Assuming the coup does address the underlying unease and the corrective action is taken it is hard to see any good news for the West. At present the high unemployment in Egypt has to be seen in the context of a huge expatriate population of specialist workers in oil, shipping, military support etc. Not only does that provide the West with a significant wealth stream, it also helps guarantee a degree of Western control over the critical oil production and distribultion – and of course provides an influence over the shipping through the strategic Suez canal. If the indigenous population does succeed in wresting back some of this employment and control, the West stands to lose a great deal.
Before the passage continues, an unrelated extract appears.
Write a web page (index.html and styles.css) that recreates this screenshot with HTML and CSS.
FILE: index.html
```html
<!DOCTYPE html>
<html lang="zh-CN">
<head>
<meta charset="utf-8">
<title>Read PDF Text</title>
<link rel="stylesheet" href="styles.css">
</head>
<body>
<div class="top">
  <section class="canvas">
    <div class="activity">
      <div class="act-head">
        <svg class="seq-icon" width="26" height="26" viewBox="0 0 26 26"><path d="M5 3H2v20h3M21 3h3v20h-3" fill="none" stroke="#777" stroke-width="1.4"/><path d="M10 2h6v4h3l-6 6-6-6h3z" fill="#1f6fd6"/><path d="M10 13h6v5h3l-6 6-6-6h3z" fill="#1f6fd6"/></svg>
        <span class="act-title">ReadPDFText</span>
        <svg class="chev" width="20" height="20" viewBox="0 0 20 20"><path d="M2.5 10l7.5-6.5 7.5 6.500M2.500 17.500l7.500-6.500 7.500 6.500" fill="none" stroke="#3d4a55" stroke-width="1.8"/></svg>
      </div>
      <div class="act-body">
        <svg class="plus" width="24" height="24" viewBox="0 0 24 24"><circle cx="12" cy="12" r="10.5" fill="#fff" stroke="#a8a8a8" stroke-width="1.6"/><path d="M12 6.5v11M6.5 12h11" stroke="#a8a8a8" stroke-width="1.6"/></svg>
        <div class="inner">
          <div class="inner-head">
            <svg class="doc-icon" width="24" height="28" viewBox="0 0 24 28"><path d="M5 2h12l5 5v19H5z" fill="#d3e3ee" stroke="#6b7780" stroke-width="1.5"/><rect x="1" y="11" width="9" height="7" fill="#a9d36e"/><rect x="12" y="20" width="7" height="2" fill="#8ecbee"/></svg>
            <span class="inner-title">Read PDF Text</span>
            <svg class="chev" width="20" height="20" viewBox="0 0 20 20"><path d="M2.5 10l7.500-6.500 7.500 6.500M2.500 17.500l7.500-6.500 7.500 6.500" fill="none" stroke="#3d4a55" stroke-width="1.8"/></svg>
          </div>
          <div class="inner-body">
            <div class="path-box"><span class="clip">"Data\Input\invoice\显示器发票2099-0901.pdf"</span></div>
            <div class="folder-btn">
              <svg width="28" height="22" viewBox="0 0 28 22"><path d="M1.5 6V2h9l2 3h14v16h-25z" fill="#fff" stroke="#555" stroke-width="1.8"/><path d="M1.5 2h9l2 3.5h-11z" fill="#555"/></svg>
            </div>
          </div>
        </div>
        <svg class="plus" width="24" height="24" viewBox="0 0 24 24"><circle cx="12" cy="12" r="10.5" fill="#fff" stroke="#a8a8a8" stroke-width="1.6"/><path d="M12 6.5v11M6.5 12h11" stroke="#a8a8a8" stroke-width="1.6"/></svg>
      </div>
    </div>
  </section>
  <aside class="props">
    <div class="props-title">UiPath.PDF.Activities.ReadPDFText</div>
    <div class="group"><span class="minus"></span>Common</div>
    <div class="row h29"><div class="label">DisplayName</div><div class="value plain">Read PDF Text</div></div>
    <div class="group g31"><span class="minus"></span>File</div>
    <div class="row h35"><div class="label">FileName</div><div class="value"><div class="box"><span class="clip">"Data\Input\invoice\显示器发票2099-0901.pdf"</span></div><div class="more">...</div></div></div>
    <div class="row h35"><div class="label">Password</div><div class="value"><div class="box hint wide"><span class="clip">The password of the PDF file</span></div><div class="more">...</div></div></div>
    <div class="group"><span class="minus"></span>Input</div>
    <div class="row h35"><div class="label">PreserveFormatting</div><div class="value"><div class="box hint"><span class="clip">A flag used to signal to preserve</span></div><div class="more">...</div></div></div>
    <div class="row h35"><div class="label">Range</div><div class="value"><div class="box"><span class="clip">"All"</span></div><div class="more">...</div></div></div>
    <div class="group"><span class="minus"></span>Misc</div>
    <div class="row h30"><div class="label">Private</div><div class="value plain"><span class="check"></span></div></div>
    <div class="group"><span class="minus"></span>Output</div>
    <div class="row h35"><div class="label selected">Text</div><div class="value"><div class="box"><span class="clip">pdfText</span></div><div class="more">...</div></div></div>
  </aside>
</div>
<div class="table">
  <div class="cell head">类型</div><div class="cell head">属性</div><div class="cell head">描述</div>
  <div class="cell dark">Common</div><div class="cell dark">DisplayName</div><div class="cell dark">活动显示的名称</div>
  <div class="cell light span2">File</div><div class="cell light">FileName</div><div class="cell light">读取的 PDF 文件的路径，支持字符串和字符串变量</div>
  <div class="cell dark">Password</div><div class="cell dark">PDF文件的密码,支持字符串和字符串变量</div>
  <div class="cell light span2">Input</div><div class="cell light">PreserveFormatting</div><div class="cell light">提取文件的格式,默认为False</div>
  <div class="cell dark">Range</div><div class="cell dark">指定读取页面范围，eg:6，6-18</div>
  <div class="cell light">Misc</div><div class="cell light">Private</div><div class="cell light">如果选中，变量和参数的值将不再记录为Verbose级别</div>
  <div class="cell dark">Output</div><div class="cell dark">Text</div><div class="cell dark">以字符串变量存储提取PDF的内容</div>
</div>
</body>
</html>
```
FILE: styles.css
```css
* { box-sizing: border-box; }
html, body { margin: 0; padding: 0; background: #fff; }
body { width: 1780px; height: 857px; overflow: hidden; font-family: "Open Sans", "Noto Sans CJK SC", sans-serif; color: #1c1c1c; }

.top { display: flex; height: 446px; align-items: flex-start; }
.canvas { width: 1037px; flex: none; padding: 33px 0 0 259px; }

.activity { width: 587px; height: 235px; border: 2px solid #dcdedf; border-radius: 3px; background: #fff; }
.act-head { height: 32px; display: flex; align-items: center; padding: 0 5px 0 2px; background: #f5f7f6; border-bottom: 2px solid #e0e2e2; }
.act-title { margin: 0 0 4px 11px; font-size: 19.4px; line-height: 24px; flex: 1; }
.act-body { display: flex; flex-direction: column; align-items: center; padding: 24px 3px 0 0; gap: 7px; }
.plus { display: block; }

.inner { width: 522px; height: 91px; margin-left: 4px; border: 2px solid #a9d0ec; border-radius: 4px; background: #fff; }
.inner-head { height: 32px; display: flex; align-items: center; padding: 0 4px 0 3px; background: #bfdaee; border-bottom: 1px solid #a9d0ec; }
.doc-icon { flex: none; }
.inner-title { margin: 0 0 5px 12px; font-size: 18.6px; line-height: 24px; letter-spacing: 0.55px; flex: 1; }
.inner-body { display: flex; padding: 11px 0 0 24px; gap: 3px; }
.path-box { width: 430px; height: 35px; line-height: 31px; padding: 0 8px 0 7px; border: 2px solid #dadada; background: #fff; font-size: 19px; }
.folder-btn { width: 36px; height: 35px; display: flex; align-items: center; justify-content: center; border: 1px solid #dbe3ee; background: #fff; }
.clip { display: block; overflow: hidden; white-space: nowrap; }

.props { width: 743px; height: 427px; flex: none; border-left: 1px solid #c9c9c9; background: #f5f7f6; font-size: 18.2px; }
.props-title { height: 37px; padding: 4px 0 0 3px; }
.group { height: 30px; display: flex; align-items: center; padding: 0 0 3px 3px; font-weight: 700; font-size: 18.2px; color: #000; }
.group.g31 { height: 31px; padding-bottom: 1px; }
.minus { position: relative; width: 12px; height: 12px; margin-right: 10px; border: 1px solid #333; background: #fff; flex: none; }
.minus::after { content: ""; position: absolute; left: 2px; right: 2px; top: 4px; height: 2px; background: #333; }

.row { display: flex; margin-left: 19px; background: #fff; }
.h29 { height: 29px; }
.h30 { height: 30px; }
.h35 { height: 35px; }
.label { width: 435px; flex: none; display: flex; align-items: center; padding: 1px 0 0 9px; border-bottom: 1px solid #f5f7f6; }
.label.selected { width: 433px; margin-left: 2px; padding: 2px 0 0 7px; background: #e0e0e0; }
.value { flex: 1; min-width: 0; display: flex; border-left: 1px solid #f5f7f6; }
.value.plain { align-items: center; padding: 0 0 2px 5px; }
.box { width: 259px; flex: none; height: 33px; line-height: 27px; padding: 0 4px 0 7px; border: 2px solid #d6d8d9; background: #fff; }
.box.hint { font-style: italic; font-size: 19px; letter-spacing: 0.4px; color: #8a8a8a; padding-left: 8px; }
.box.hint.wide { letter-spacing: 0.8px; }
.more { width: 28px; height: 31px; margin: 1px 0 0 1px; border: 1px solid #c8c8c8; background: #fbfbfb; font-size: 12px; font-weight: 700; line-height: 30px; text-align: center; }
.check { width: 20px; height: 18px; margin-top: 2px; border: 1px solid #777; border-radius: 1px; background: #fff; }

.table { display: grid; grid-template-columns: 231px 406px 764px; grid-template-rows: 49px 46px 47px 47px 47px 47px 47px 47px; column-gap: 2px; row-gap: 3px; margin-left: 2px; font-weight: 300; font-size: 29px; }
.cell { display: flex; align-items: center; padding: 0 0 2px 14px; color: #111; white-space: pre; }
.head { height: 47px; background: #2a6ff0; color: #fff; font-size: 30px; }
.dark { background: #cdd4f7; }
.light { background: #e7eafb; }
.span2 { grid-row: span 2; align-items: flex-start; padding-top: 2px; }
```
Since the US is currently blamed for their past support of Mubarak and since it is the US via the Mubarak dictatorship who have been the main restraining force against the widespread anti-Israeli sentiment in Egypt, it is far from clear that the current changes are going to be the US advantage. Which brings us back to Aladdin Elaasar. If he was right in his predictions and if he was able to interpret the confusing swirling forces behind the scenes in Egypt in such a way to make sense of a clearly difficult and volatile situation, it is hoped that his is now one of the voices being listened to as policy is rearranged and reconstructed. Perhaps a few politicians should now be required to read his book.